Introduction: Two prospective audits of activity in a hand unit were performed, in 1989-1990 and during 2000-2001, to identify trends in elective hand surgery referrals from primary care.
Patients and methods: Two 6-month prospective audits of activity in a hand unit were performed, including elective referrals from primary care. Data were collected on all in-district referrals with elective hand disorders. Cross boundary flow was identified to permit assessment of changes in referrals by diagnosis over a decade.

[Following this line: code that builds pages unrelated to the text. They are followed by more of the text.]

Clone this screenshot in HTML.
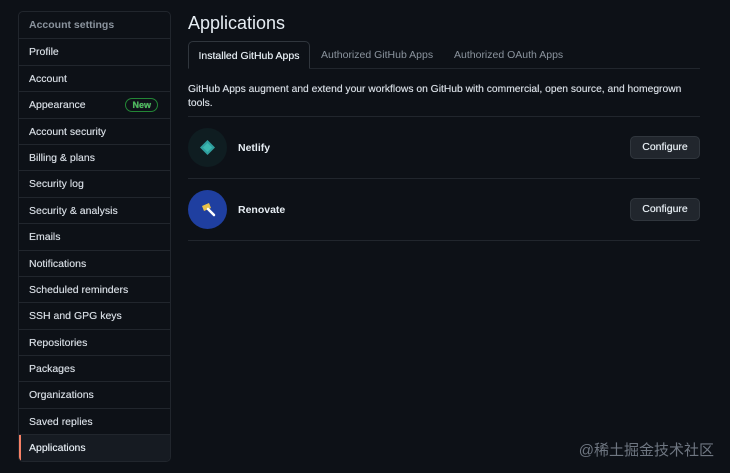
<!DOCTYPE html>
<html><head><meta charset="utf-8"><style>
*{box-sizing:border-box;margin:0;padding:0}
body{width:730px;height:473px;background:#0d1117;font-family:"Liberation Sans",sans-serif;color:#c9d1d9;position:relative;overflow:hidden;font-size:10.5px}
.side{position:absolute;left:18px;top:11px;width:153px;border:1px solid #21262d;border-radius:5px;overflow:hidden}
.side div{height:26.4px;line-height:26px;padding-left:10px;border-top:1px solid #21262d;color:#d5dbe2;position:relative;text-shadow:0 0 0.4px #d5dbe2}
.side div:first-child{border-top:none;color:#8b949e;font-weight:bold;text-shadow:none}
.side .act{background:#161b22;color:#e6edf3}
.side .act:before{content:"";position:absolute;left:0;top:0;bottom:0;width:2px;background:#f78166}
.new{position:absolute;right:12px;top:6px;height:14px;line-height:12px;border:1px solid #238636;color:#3fb950;border-radius:8px;padding:0 6px;font-size:9px;font-weight:bold}
h1{position:absolute;left:188px;top:13px;font-size:18px;font-weight:normal;color:#e6edf3}
.tabs{position:absolute;left:188px;top:41px;width:512px;height:28px;border-bottom:1px solid #21262d}
.tab{position:absolute;top:0;height:28px;line-height:28px;font-size:10.5px;color:#8b949e}
.tab.on{left:0;width:122px;border:1px solid #30363d;border-bottom:1px solid #0d1117;border-radius:5px 5px 0 0;background:#0d1117;color:#e6edf3;text-align:center;text-shadow:0 0 0.4px #e6edf3}
.desc{position:absolute;left:188px;top:83px;width:520px;line-height:14px;font-size:10.3px;color:#d5dbe2;text-shadow:0 0 0.4px #d5dbe2}
.hr{position:absolute;left:188px;width:512px;height:1px;background:#21262d}
.av{position:absolute;left:188px;width:39px;height:39px;border-radius:50%}
.name{position:absolute;left:238px;font-weight:bold;color:#e6edf3;font-size:10.5px}
.btn{position:absolute;left:630px;width:70px;height:23px;line-height:21px;text-align:center;border:1px solid #30363d;background:#21262d;border-radius:5px;color:#e6edf3;font-size:10.5px;text-shadow:0 0 0.5px #e6edf3}
.wm{position:absolute;right:16px;top:439px;font-family:"Liberation Sans","Noto Sans CJK SC",sans-serif;font-size:15px;color:#6e7681}
</style></head><body>
<div class="side">
<div>Account settings</div><div>Profile</div><div>Account</div><div>Appearance<span class="new">New</span></div><div>Account security</div><div>Billing &amp; plans</div><div>Security log</div><div>Security &amp; analysis</div><div>Emails</div><div>Notifications</div><div>Scheduled reminders</div><div>SSH and GPG keys</div><div>Repositories</div><div>Packages</div><div>Organizations</div><div>Saved replies</div><div class="act">Applications</div>
</div>
<h1>Applications</h1>
<div class="tabs">
<div class="tab on">Installed GitHub Apps</div>
<div class="tab" style="left:133px">Authorized GitHub Apps</div>
<div class="tab" style="left:266px">Authorized OAuth Apps</div>
</div>
<div class="desc">GitHub Apps augment and extend your workflows on GitHub with commercial, open source, and homegrown tools.</div>
<div class="hr" style="top:116px"></div>
<div class="av" style="top:128px;background:#0f1d21"><svg width="39" height="39"><polygon points="19.5,12 27,19.5 19.5,27 12,19.5" fill="#2f9e9e"/><polygon points="19.5,15 24,19.5 19.5,24 15,19.5" fill="#3bb8b0"/></svg></div>
<div class="name" style="top:142px">Netlify</div>
<div class="btn" style="top:136px">Configure</div>
<div class="hr" style="top:178px"></div>
<div class="av" style="top:190px;background:#1f3fa0"><svg width="39" height="39"><path d="M14 16 L21 13 L23 18 L16 21Z" fill="#e8c14a"/><path d="M20 19 L26 25" stroke="#fff" stroke-width="2.5" stroke-linecap="round"/></svg></div>
<div class="name" style="top:204px">Renovate</div>
<div class="btn" style="top:198px">Configure</div>
<div class="hr" style="top:240px"></div>
<div class="wm">@稀土掘金技术社区</div>
</body></html>
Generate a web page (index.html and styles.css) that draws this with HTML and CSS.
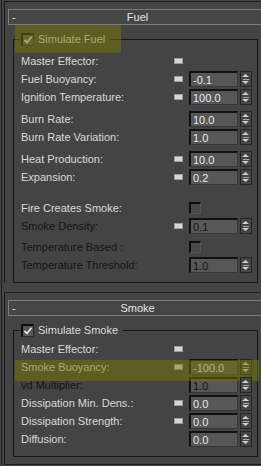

Results: There was a 36% increase in health authority referrals for elective hand surgery over the decade (from 289 to 392 per 100,000 of population per year). The number of elective hand surgery operations rose 34% over the decade (from 149 to 199 operations per 100,000 of population per year). Carpal tunnel syndrome (the commonest reason for elective referral) almost doubled (from 59.7 to 112 per 100,000 of population per year). Referrals for ganglion, the second most common elective referral, rose modestly. Referrals for osteoarthritis (commonly basal thumb arthritis) almost trebled over the decade to become the fourth commonest condition referred to the hand unit (from 12.7 to 34 per 100,000 of population per year). Referrals for Dupuytrens disease, trigger finger and rheumatoid arthritis were relatively unchanged over the decade. Congenital hand referrals are uncommon but doubled during the decade.
Conclusions: Hand surgery referrals rose by 36% over the decade. Analysis of the commoner conditions referred reveal a high prevalence within the community with the possibility of increased referrals in years to come.